Smaller shops like The Stronghold and Den aren’t the only ones looking to classic workwear brands to set the tone for a new, more durable era in men’s fashion. The classic American prepwear brand J Crew is getting in on the action with its new men’s store in New York’s Tribeca that offers a sort of mash-up of the label’s standard conservative-classic aesthetic and the more rugged workwear look.
The shopfront is artfully unbranded. Inside, vintage books and records dot the shelves while decorative bottles and copies of the Americana-obsessed Japanese magazine Free & Easy sit beside the cash register next to an array of sweaters and aged denim. Mixing old and new notions of workwear, the store’s selection includes co-branded Mackintosh coats and Thomas Mason shirts, alongside more rough-hewn classics such as special-edition Red Wing boots.

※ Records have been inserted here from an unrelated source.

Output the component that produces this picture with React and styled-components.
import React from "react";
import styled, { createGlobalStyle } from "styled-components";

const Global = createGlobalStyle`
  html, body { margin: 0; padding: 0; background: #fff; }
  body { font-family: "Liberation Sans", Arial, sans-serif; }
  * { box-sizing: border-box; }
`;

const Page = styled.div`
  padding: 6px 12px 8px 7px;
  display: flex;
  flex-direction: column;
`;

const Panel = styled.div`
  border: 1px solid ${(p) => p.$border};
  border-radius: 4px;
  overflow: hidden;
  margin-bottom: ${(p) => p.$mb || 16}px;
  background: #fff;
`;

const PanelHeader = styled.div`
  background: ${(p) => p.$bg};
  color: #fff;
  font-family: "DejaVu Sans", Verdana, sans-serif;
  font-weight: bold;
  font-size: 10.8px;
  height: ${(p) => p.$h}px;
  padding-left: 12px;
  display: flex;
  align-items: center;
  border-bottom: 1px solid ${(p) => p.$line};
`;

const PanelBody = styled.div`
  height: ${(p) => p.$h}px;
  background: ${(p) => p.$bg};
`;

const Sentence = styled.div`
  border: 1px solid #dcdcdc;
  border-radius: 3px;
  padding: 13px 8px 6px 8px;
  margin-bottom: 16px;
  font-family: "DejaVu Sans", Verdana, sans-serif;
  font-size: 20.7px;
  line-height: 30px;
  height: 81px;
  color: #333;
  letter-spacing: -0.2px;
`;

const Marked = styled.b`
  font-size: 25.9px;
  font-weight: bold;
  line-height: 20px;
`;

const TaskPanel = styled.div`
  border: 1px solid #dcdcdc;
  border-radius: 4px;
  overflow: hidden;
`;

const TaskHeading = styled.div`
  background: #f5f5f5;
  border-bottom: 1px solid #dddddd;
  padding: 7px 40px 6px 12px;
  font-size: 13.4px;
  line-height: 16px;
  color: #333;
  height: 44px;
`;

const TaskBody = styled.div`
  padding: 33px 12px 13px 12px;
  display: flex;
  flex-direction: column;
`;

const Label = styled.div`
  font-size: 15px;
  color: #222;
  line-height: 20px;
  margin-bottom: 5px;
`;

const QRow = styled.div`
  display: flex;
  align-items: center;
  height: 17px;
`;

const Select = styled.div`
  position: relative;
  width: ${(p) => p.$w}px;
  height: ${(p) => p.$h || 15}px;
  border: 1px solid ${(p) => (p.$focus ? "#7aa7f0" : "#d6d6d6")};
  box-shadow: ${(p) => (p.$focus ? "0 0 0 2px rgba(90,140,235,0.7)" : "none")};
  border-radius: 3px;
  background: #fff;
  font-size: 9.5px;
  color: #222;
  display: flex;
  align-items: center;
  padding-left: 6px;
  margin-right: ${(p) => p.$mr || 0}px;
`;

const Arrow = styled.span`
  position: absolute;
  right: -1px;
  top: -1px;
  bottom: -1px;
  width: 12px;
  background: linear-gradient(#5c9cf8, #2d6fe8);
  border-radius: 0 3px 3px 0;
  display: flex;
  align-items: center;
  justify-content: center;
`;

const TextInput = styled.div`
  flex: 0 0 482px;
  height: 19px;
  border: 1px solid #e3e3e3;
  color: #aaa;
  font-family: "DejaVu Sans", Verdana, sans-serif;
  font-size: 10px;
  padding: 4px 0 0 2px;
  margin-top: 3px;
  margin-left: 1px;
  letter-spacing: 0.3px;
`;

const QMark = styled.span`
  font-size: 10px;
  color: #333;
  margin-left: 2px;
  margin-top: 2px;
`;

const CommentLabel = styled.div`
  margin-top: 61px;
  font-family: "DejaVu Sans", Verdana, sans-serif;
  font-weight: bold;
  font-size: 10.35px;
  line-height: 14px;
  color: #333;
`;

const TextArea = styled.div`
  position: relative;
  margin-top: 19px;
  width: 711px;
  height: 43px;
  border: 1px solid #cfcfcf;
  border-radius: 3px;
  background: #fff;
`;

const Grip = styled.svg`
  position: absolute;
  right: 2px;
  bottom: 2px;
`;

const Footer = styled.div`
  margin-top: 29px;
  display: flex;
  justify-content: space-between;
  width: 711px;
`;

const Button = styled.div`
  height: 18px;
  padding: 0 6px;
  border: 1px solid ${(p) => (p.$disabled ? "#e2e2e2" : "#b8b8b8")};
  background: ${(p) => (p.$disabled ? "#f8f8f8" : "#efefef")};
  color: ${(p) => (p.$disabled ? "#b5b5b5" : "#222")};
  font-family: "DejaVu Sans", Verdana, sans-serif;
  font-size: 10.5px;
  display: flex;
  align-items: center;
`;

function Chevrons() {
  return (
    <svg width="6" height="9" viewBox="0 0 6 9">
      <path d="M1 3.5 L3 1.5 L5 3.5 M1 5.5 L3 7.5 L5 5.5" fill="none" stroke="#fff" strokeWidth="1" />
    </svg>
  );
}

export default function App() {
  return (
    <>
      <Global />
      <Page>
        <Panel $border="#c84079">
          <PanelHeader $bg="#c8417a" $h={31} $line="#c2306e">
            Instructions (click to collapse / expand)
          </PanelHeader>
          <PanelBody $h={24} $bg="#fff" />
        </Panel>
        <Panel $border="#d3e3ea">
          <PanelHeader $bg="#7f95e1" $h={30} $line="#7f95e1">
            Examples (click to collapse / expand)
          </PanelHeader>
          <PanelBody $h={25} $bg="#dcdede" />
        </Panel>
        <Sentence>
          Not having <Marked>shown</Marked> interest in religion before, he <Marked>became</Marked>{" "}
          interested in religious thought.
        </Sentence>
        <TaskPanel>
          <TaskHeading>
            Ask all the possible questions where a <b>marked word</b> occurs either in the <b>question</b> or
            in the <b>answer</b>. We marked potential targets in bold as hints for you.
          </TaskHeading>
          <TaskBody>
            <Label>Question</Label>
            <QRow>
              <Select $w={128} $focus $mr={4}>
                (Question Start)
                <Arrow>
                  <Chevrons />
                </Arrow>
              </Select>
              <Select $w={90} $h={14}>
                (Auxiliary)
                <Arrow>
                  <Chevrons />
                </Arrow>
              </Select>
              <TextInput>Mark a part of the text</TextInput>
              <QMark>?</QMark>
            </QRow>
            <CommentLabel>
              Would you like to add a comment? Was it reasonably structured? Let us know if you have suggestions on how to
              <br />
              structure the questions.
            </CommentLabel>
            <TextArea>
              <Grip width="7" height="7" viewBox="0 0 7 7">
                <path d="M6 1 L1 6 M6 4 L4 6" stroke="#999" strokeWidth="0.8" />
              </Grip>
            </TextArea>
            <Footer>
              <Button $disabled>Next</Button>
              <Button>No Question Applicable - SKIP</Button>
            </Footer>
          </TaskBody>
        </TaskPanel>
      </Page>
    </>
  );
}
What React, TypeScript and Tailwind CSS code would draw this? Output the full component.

Red Wings have been one of JCrew’s top sellers over the last couple of years, and the highly successful collaboration is still going strong. But if J Crew is getting on the workwear bandwagon, Red Wing, founded in 1905 in Minnesota, is one of the brands that built the it. The century-old label has surged in popularity over the past few years.
“People are grabbing onto American cool, classic styling and are looking for brands with meaning and authentic stories,” says Jenny Tauer, the manager of Global Lifestyle Marketing.
Indeed, the true appeal of workwear right now may be its aura of trusted authenticity, a quality even more alluring than its pragmatic combination of form and function. As Den’s Edward Chai says, “I think that with the flashiness of the late 1990s and early 2000s, and the decline of the economy, the American workwear aesthetic gives people a sense of empowerment and a sense of comfort. It calls upon a time of perseverance and strength.”